Drive Cycle-Based Accelerated Stress Tests for Heavy Duty Fuel Cell Vehicle Applications

Artikel i vetenskaplig tidskrift, 2026

Fuel cells in heavy-duty vehicles are susceptible to degradation and are significantly influenced by driving patterns. Accelerated stress tests (ASTs) are useful to identify these degradation mechanisms and aid the development of degradation-resistant control strategies for FC stacks. Conventional ASTs are designed to address material degradation over time, but the dynamic stresses encountered by the fuel cell during real-world driving occur under different operating conditions. This work proposes an algorithm to generate a drive cycle-based AST to face this challenge and provides an efficient method for assessing fuel cell durability. Our method incorporates voltage cycling, high load operation, and idling periods, weighted to reflect the distribution of these conditions for a specific drive cycle. The formulated ASTs are given as inputs to a one-dimensional catalyst layer degradation model, which estimates the loss of electrochemical surface area (ECSA) based on platinum (Pt) oxidation, Pt dissolution, Pt particle size distribution, and carbon corrosion.

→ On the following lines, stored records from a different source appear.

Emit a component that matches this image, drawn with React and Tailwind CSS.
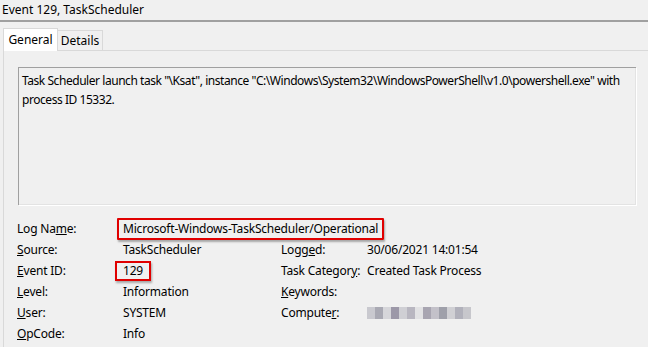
const font = { fontFamily: '"Noto Sans", "Open Sans", sans-serif' }

function Acc({ pre, u, post }) {
  return (
    <span>
      {pre}
      <span className="underline underline-offset-[1px]">{u}</span>
      {post}
    </span>
  )
}

function Blur() {
  const blocks = ['#c9c9cf', '#a9a9b3', '#d6d6da', '#9c98a8', '#cfcfd4', '#b8b6c0', '#e2e2e4', '#a8a5b1', '#c3c1c9', '#9fa0aa', '#d0d0d4', '#b1b1bb', '#c7c7cc']
  return (
    <div className="flex h-[14px] items-center">
      {blocks.map((c, i) => (
        <div key={i} className="h-[12px] w-[8px]" style={{ background: c }} />
      ))}
    </div>
  )
}

export default function App() {
  return (
    <div className="h-[347px] w-[648px] overflow-hidden bg-[#f0f0f0] text-[12px] text-black" style={font}>
      <div className="flex h-[20px] items-center pl-[2px] leading-none">Event 129, TaskScheduler</div>
      <div className="h-[2px] bg-[#a0a0a0]" />

      <div className="mt-[6px] flex pl-[3px]">
        <div className="relative z-10 -mb-px flex h-[23px] w-[55px] items-center justify-center border border-b-0 border-[#d9d9d9] bg-white">
          General
        </div>
        <div className="mt-[2px] flex h-[20px] w-[45px] items-center justify-center border border-b-0 border-l-0 border-[#d9d9d9] bg-[#f0f0f0]">
          Details
        </div>
      </div>

      <div className="ml-[3px] h-[300px] border-l border-t border-[#d9d9d9] pl-[14px] pt-[16px]">
        <div className="h-[138px] w-[618px] border-l border-t border-[#a0a0a0] shadow-[1px_1px_0_#ffffff]">
          <div className="h-full w-full border-b border-r border-[#e3e3e3] px-[3px] pt-[3px] leading-[19px] tracking-[-0.45px]">
            Task Scheduler launch task "\Ksat", instance "C:\Windows\System32\WindowsPowerShell\v1.0\powershell.exe" with process ID 15332.
          </div>
        </div>

        <div className="mt-[13px] grid grid-cols-[106px_158px_86px_1fr] auto-rows-[21px] items-center -ml-[1px] tracking-[-0.2px]">
          <Acc pre="Log Na" u="m" post="e:" />
          <div className="col-span-3">
            <span className="-ml-[6px] inline-block rounded-[1px] border-2 border-[#e00000] px-[4px] py-[1px] leading-[16px] shadow-[1px_2px_2px_rgba(0,0,0,0.3)]">
              Microsoft-Windows-TaskScheduler/Operational
            </span>
          </div>

          <Acc pre="" u="S" post="ource:" />
          <div>TaskScheduler</div>
          <Acc pre="Logg" u="e" post="d:" />
          <div>30/06/2021 14:01:54</div>

          <Acc pre="" u="E" post="vent ID:" />
          <div>
            <span className="-ml-[8px] inline-block border-2 border-[#e00000] px-[6px] py-[1px] leading-[14px] shadow-[1px_2px_2px_rgba(0,0,0,0.3)]">
              129
            </span>
          </div>
          <Acc pre="Task Categor" u="y" post=":" />
          <div>Created Task Process</div>

          <Acc pre="" u="L" post="evel:" />
          <div>Information</div>
          <Acc pre="" u="K" post="eywords:" />
          <div />

          <Acc pre="" u="U" post="ser:" />
          <div>SYSTEM</div>
          <Acc pre="Compute" u="r" post=":" />
          <Blur />

          <Acc pre="" u="O" post="pCode:" />
          <div>Info</div>
          <div />
          <div />
        </div>
      </div>
    </div>
  )
}
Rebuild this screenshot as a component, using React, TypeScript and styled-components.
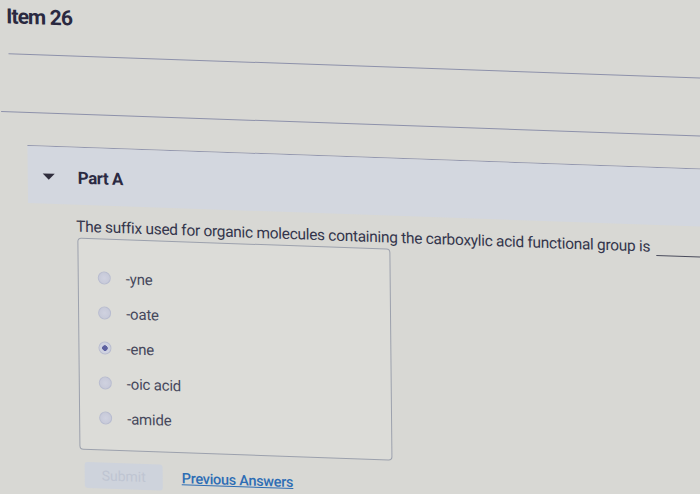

A postmortem analysis of single cells, exploiting identical location-transmission electron microscopy (IL-TEM), was performed to investigate the underlying degradation processes and validate the accuracy of the modeling outcomes. Good agreement was observed between the model and experimental data, demonstrating the predictive capability for ECSA loss across a range of cell temperatures and relative humidity levels. Comparing the generated ASTs and representative drive cycle degradation characteristics, it is evident that a similar amount of ECSA loss can be achieved in a significantly shorter period. In addition, we demonstrate an accelerated degradation algorithm capable of simulating long-term fuel cell degradation, producing ASTs that are representative of real-world driving conditions.